Bohol, more Tarsiers, half successful hike, Baclayon Church
Getting up at a far more respectable time than yesterday we headed off for an active day finding tarsiers and hiking through the forest, hopefully with some food thrown in for good measure. We managed to hail our first tricycle down (basically a motorbike and sidecar) and got to the tarsier sanctuary by 11ish (late because we faffed around a lot this morning). Unlike the tarsiers we saw yesterday, this sanctuary is a globally recognised conservation area run for the rehabilitation of the tarsier. It’s the only place on the earth where they’ve successfully restored a tarsiers natural numbers. The park works similarly to Semanggol in Borneo (the semi-wild orangutan place): There’s an enclosure, just a relatively low wall so the tarsiers can come and go as they please through the trees but be protected from cats and other predators, and the tarsiers tend to sleep here in the day (they’re nocturnal, hence the massive eyes), so we can view them. There was 5 in total on the windy walk through the forest. All of them very still and shaded by leaves overhead. It must be a difficult job finding them first thing every morning as they really are tiny and very well camouflaged in the shade underneath the leaves up in the branches.
We’d intended to then do a 15km hike called the tarsier trail which I’d read about, however it’s closed, however they mentioned there’s hikes at the neighbouring Sikatuna Tree Park (an excellent name for a forest) so we headed over there. After a limited hike over very slippery roots and rocks akin to those in Borneo we arrived at a watchtower, just in time to catch a very heavy rainstorm. The views were surprisingly good from here and we ate some disappointing baked goods from the bakery just around the corner from our hotel, including one oddity which was sold as a fig roll but also mentioned onion in its description. It basically looked like a fig roll, had sweet pastry but a savoury onion filling. Weird, not good, thrown away. We braved the rain to get back over to the main road, the hike in total probably actually took a couple of hours (to the road and back) so actually not too bad. By the time we got back on the road the weather had flipped the other way and was brilliant sunshine, in which we frantically reapplied our sun cream in the shade of a tree with an onlooking cow for company.

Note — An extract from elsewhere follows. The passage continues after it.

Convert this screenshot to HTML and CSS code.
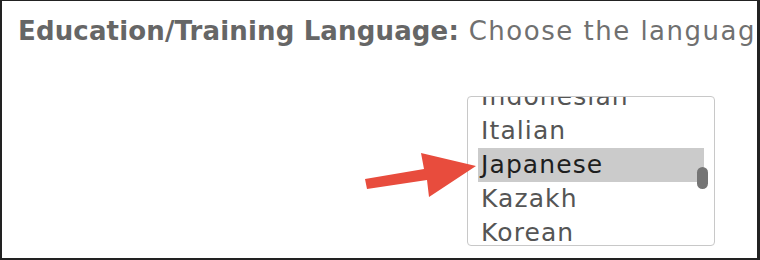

As the tarsier trail was closed and we didn’t really know what was around us we headed back towards Tagbiliran to the Baclayon Church. It’s on all the tours so must be worth a look, and sort of on the way back into the city where we could indulge in a lunch (again to be very late). Working out how to get in the church took a while, but once inside it was actually very impressive. A relatively plain whitewashed exterior hides a very colourfully painted ceiling and multicoloured stain glass windows. Surprising and very impressive. A short and relatively uninteresting (to us) wander through the museum took us back out into the sunlight where we began the 5km walk into Tagbiliran itself.
We stumbled across the blood compact shrine, an odd statue commemorating a pack made to end the tribal bloodshed of yesteryear (keeping it vague as not entirely sure and I don’t currently have internet to check the facts). Just beyond this we came across Chido’s Cafe, which rang a bell to me when I looked at the best restaurants in Bohol. I thought it was number one, however was wrong as is in fact number 3. That, however, didn’t matter as it was brilliant. We both had massive sandwiches, in a very nicely finished interior, on a balcony overlooking Panglao Island and the sea beyond. They even had a very beautiful dog. Checks all my boxes. I must add this ‘lunch’ was at around 4ish, so we were hungry, very hungry.
Further on our walk we found Moira’s Cafe, number one on tripadvisor, however it is very small with only boutique looking cakes on offer. Very glad we stopped at number 3. From here we were very tired from the surprising amount of walking we had done so headed into Tagbiliran to catch a jeepney back up to the Hotel, where we just crashed and went to bed. Another exhausting but pretty fun day, even though it didn’t entirely go to plan (at all).